No doctor or professional had to confirm for me what my mind and body already knew in their essence. I was 29 years old, married with 3 kids, and was being asked to resign from my position at work. The previous 2 years had already been intense and challenging, with my twin boys being born (prematurely at that).
I was an intern teacher working with at-risk youth in community day schools and I was also enrolled in school myself. At this point, the state of my mental and emotional health had been deteriorating for some time. I had already left 4 other jobs before now leaving this one-and my marriage was being jeopardized from years of financial instability and an emotional roller-coaster.
I was desperate for something to change. I don’t know how it came to be that I stumbled upon the online ADHD literature but I will never forget finding it. I had such an emotional reaction to reading the traits, qualities, and characteristics of people with ADHD that I could hardly focus on anything else. After taking the first virtual test, I found every article, story, and study that I could on ADHD.

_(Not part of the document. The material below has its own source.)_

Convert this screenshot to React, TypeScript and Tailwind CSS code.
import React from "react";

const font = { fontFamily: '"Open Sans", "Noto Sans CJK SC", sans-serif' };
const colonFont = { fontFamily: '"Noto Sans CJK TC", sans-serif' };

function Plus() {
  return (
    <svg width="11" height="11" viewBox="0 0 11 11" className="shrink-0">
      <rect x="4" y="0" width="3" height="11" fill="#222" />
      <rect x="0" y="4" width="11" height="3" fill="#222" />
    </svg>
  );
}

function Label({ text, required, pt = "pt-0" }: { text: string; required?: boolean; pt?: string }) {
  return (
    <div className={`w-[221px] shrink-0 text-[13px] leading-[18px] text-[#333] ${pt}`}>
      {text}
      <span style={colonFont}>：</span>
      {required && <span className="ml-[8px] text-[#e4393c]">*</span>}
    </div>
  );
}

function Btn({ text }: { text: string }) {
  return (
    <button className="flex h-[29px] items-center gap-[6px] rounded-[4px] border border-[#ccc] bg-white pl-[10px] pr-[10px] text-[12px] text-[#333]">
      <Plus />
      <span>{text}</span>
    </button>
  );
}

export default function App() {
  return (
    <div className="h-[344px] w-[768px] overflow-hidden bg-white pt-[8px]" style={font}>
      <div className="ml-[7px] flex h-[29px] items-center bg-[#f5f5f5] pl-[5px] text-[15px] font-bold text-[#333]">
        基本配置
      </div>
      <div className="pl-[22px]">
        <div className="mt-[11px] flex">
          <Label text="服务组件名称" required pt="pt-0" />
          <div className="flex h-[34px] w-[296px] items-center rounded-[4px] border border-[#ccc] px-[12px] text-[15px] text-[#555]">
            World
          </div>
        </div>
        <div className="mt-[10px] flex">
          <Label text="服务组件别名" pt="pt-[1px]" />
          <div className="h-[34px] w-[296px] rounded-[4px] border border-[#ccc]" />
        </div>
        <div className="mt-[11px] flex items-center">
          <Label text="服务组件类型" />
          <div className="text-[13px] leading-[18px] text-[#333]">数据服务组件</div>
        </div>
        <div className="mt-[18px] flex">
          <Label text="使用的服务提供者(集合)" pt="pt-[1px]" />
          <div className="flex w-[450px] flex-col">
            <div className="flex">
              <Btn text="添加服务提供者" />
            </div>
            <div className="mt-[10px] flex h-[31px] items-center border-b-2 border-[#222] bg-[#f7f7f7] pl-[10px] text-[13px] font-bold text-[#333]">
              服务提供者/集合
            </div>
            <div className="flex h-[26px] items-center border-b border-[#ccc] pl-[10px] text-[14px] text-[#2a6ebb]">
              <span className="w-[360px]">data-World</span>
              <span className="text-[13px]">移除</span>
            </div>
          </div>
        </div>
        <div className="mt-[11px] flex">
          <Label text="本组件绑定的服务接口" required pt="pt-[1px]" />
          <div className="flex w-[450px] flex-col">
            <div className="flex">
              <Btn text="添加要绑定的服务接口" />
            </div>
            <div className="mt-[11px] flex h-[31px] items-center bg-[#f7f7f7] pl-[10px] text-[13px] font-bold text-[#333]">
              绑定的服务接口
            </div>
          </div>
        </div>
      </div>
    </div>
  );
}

I watched countless hours on YouTube from world-renowned psychologists and doctors on the subject. I journaled and tracked my habits. Then, I called a psychiatrist. I made an appointment and within the first 10 minutes of speaking to her, she confirmed it-ADHD, with Major Depressive Disorder, and Generalized Anxiety Disorder. I breathed a sigh of relief and was astonished that I had never known this before. The next year would come with its adversity, but for now, I knew something I’d never forget.

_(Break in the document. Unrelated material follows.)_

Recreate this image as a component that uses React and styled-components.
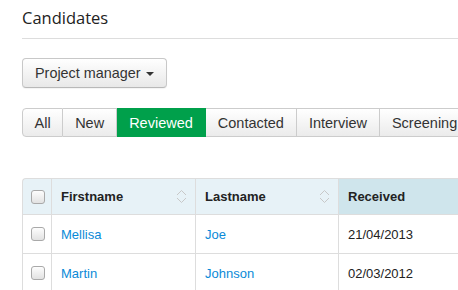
import React from 'react';
import styled, { createGlobalStyle } from 'styled-components';

const Global = createGlobalStyle`
  html, body { margin: 0; padding: 0; background: #fff; }
  body { font-family: "Liberation Sans", Arial, sans-serif; color: #333; }
`;

const Page = styled.div`
  width: 458px;
  height: 290px;
  overflow: hidden;
  padding-left: 22px;
  box-sizing: border-box;
`;

const Header = styled.div`
  height: 39px;
  border-bottom: 1px solid #dddddd;
  box-sizing: border-box;
  display: flex;
  align-items: flex-start;
`;

const Title = styled.h1`
  margin: 6px 0 0;
  font-family: "Open Sans", sans-serif;
  font-weight: 400;
  font-size: 16.5px;
  color: #222;
`;

const DropButton = styled.button`
  margin-top: 19px;
  height: 30px;
  padding: 0 12px;
  display: inline-flex;
  align-items: center;
  gap: 5px;
  font-family: "Liberation Sans", Arial, sans-serif;
  font-size: 14.4px;
  color: #333;
  background: linear-gradient(#ffffff, #e8e8e8);
  border: 1px solid #c8c8c8;
  border-bottom-color: #b8b8b8;
  border-radius: 4px;
  box-shadow: 0 1px 1px rgba(0,0,0,0.05);
`;

const Caret = styled.span`
  width: 0;
  height: 0;
  border-left: 4px solid transparent;
  border-right: 4px solid transparent;
  border-top: 4px solid #333;
  margin-top: 1px;
`;

const Tabs = styled.div`
  margin-top: 20px;
  display: flex;
  white-space: nowrap;
`;

const Tab = styled.div`
  height: 29px;
  box-sizing: border-box;
  padding: 0 ${({ $pad }) => $pad || 12}px;
  display: flex;
  align-items: center;
  font-size: 14.5px;
  color: ${({ $active }) => ($active ? '#fff' : '#333')};
  background: ${({ $active }) => ($active ? '#00a04b' : 'linear-gradient(#ffffff, #ebebeb)')};
  border: 1px solid ${({ $active }) => ($active ? '#00a04b' : '#cccccc')};
  border-left: ${({ $first }) => ($first ? '1px solid #cccccc' : 'none')};
  border-radius: ${({ $first }) => ($first ? '4px 0 0 4px' : '0')};
  flex-shrink: 0;
`;

const Table = styled.table`
  margin-top: 41px;
  border-collapse: separate;
  border-spacing: 0;
  width: 480px;
  table-layout: fixed;
  font-size: 13px;
`;

const Th = styled.th`
  height: 37px;
  box-sizing: border-box;
  text-align: left;
  font-weight: 700;
  padding: 0 0 0 9px;
  color: #222;
  background: ${({ $sorted }) => ($sorted ? '#cfe5ec' : '#e7f2f7')};
  border-top: 1px solid #dddddd;
  border-left: 1px solid #dddddd;
  border-bottom: 1px solid #dddddd;
  &:first-child { border-top-left-radius: 4px; }
`;

const Td = styled.td`
  height: 39px;
  box-sizing: border-box;
  padding: 0 0 0 9px;
  border-left: 1px solid #dddddd;
  border-bottom: 1px solid #dddddd;
  color: ${({ $link }) => ($link ? '#0a8ad8' : '#222')};
`;

const HeadInner = styled.div`
  display: flex;
  align-items: center;
  justify-content: space-between;
  padding-right: 8px;
`;

const Check = styled.span`
  display: block;
  width: 12px;
  height: 12px;
  margin-left: -1px;
  border: 1px solid #a9a9a9;
  border-radius: 3px;
  background: linear-gradient(#fdfdfd, #e2e2e2);
`;

const SortIcon = () => (
  <svg width="11" height="15" viewBox="0 0 11 15" fill="none" stroke="#c8c8c8" strokeWidth="1">
    <path d="M1 6 L5.5 1.5 L10 6" />
    <path d="M1 9 L5.5 13.5 L10 9" />
  </svg>
);

const rows = [
  { first: 'Mellisa', last: 'Joe', received: '21/04/2013' },
  { first: 'Martin', last: 'Johnson', received: '02/03/2012' },
];

const tabs = [
  { label: 'All', pad: 11.5 },
  { label: 'New' },
  { label: 'Reviewed', active: true },
  { label: 'Contacted' },
  { label: 'Interview' },
  { label: 'Screening' },
];

export default function App() {
  return (
    <Page>
      <Global />
      <Header>
        <Title>Candidates</Title>
      </Header>
      <DropButton>
        Project manager <Caret />
      </DropButton>
      <Tabs>
        {tabs.map((t, i) => (
          <Tab key={t.label} $active={t.active} $first={i === 0} $pad={t.pad}>
            {t.label}
          </Tab>
        ))}
      </Tabs>
      <Table>
        <colgroup>
          <col style={{ width: 29 }} />
          <col style={{ width: 144 }} />
          <col style={{ width: 143 }} />
          <col />
        </colgroup>
        <thead>
          <tr>
            <Th><Check /></Th>
            <Th><HeadInner>Firstname <SortIcon /></HeadInner></Th>
            <Th><HeadInner>Lastname <SortIcon /></HeadInner></Th>
            <Th $sorted>Received</Th>
          </tr>
        </thead>
        <tbody>
          {rows.map((r) => (
            <tr key={r.first}>
              <Td><Check /></Td>
              <Td $link>{r.first}</Td>
              <Td $link>{r.last}</Td>
              <Td>{r.received}</Td>
            </tr>
          ))}
        </tbody>
      </Table>
    </Page>
  );
}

I decided to try prescription medication, after having gone my adult life as a very substance-averse person. Many in my family suffered from drug abuse for decades of their lives and I didn’t want the same for myself or my kids. So I decided to stay away from mostly everything, besides social drinking.
Over one year, I tried 10 different Rx medications in different combinations. From various stimulants to antidepressants and anti-anxieties, I placed my hope in fixing myself through these daily regimens. I progressed a great deal in my daily focus, attention, mood, and productivity, however, when the medications wore off I crashed into the worst states of depression, panic, and anger than I ever have in my life. I began to feel that the side effects outweighed the benefits-so I slowly tapered off the meds with my doctor.

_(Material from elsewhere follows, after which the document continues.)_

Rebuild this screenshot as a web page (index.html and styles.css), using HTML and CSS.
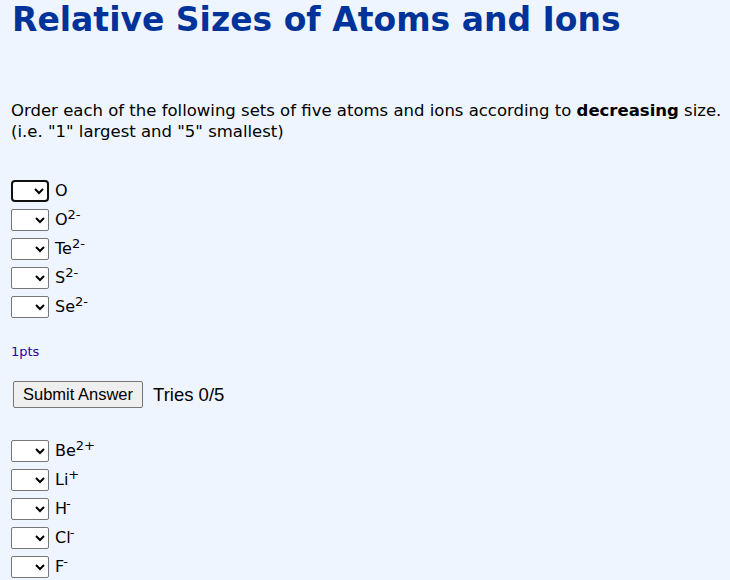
FILE: index.html
```html
<!DOCTYPE html>
<html lang="en">
<head>
  <meta charset="UTF-8">
  <title>Relative Sizes of Atoms and Ions</title>
  <link rel="stylesheet" href="styles.css">
</head>
<body>
  <h1 class="title">Relative Sizes of Atoms and Ions</h1>

  <p class="intro">Order each of the following sets of five atoms and ions according to <b>decreasing</b> size.<br>(i.e. "1" largest and "5" smallest)</p>

  <div class="rank-set">
    <div class="rank-row"><select class="rank first"><option></option><option>1</option><option>2</option><option>3</option><option>4</option><option>5</option></select><span class="species">O</span></div>
    <div class="rank-row"><select class="rank"><option></option><option>1</option><option>2</option><option>3</option><option>4</option><option>5</option></select><span class="species">O<sup>2-</sup></span></div>
    <div class="rank-row"><select class="rank"><option></option><option>1</option><option>2</option><option>3</option><option>4</option><option>5</option></select><span class="species">Te<sup>2-</sup></span></div>
    <div class="rank-row"><select class="rank"><option></option><option>1</option><option>2</option><option>3</option><option>4</option><option>5</option></select><span class="species">S<sup>2-</sup></span></div>
    <div class="rank-row"><select class="rank"><option></option><option>1</option><option>2</option><option>3</option><option>4</option><option>5</option></select><span class="species">Se<sup>2-</sup></span></div>
  </div>

  <div class="points">1pts</div>

  <div class="submit-row">
    <button class="submit">Submit Answer</button>
    <span class="tries">Tries 0/5</span>
  </div>

  <div class="rank-set second">
    <div class="rank-row"><select class="rank"><option></option><option>1</option><option>2</option><option>3</option><option>4</option><option>5</option></select><span class="species">Be<sup>2+</sup></span></div>
    <div class="rank-row"><select class="rank"><option></option><option>1</option><option>2</option><option>3</option><option>4</option><option>5</option></select><span class="species">Li<sup>+</sup></span></div>
    <div class="rank-row"><select class="rank"><option></option><option>1</option><option>2</option><option>3</option><option>4</option><option>5</option></select><span class="species">H<sup class="minus">-</sup></span></div>
    <div class="rank-row"><select class="rank"><option></option><option>1</option><option>2</option><option>3</option><option>4</option><option>5</option></select><span class="species">Cl<sup class="minus">-</sup></span></div>
    <div class="rank-row"><select class="rank"><option></option><option>1</option><option>2</option><option>3</option><option>4</option><option>5</option></select><span class="species">F<sup class="minus">-</sup></span></div>
  </div>
</body>
</html>
```

FILE: styles.css
```css
body {
  margin: 0;
  padding: 0 0 0 11px;
  background-color: #eef5ff;
  font-family: "DejaVu Sans", Verdana, sans-serif;
  color: #000;
}

.title {
  margin: 0;
  padding-left: 1px;
  font-size: 33px;
  line-height: 39px;
  color: #003399;
}

.intro {
  margin: 61px 0 0;
  font-size: 16.5px;
  line-height: 21px;
  white-space: nowrap;
}

.rank-set {
  margin-top: 38px;
  display: flex;
  flex-direction: column;
  gap: 7px;
}

.rank-set.second {
  margin-top: 32px;
}

.rank-row {
  display: flex;
  align-items: center;
  height: 22px;
}

.rank {
  width: 38px;
  height: 22px;
  margin: 0;
  border: 1px solid #767676;
  border-radius: 2px;
  background-color: #fff;
}

.rank.first {
  border: 2px solid #101010;
  border-radius: 4px;
}

.species {
  margin-left: 6px;
  font-size: 16px;
  line-height: 22px;
}

.species sup {
  font-size: 13px;
  line-height: 0;
  vertical-align: 6px;
}

.species sup.minus {
  margin-left: -1px;
}

.points {
  margin-top: 26px;
  font-size: 13px;
  color: #330099;
}

.submit-row {
  margin-top: 22px;
  display: flex;
  align-items: center;
  gap: 10px;
}

.submit {
  margin: 0 0 0 2px;
  padding: 3px 9px;
  font-family: "Liberation Sans", Arial, sans-serif;
  font-size: 16.5px;
  border: 1px solid #767676;
  border-radius: 2px;
  background-color: #efefef;
}

.tries {
  font-family: "Liberation Sans", Arial, sans-serif;
  font-size: 18.5px;
}
```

These past two years since then have once again brought their trials. My kids are ages 4, 4, and 7. I have a new teaching position working with special education students in a different local school district, and I am so grateful to say that I am still married to the love of my life. However, only recently have I found the courage, self-confidence, and capability to reach outside of myself to share my story with others.
For too long, I believed my thoughts were facts. If I thought and felt bad about myself, I was bad. This record player was on repeat all day and all night in my consciousness. I had developed some deep resentments toward myself and I let them speak for me by masking, avoiding, and privately coping with my suffering. I am thankful that I am taking a step outside of my comfort zone to share with the world that I have ADHD. I have always had it, and despite others surely suspecting that I did, I never knew until recently. Thank God I know now.
For a while, I made a daily practice of envisioning my brain difference as a superpower. I attempted to refocus my attention on the strengths of my condition and how they give me an advantage in life. While that may be true in certain matters, I certainly would not have chosen this for myself.
It is a daily, momentary factor in my life and though I have come to accept it, I am hindered by it much of the time. I refuse to dwell on it as some kind of a curse because I have unfortunately spent much of my life previous to this dwelling on the “curse” that I believed I was to others.
Now, instead, I share my experience with others, to educate, bring awareness, and validity to my existence and that of so many others. I aspire to spare others from the needless misery that comes with living with undiagnosed ADHD-the kind of life where you blame and shame yourself for the things that make your cognition, emotions, and way of living different from others.
As Jessica McCabe, ADHD influencer is fond of saying, “ADHD is not our fault, but it is our responsibility.”
We can be responsible for our mental health and still live peacefully and happily with ourselves and those who love us.
Hope this was meaningful to you in some way. Thank you for reading.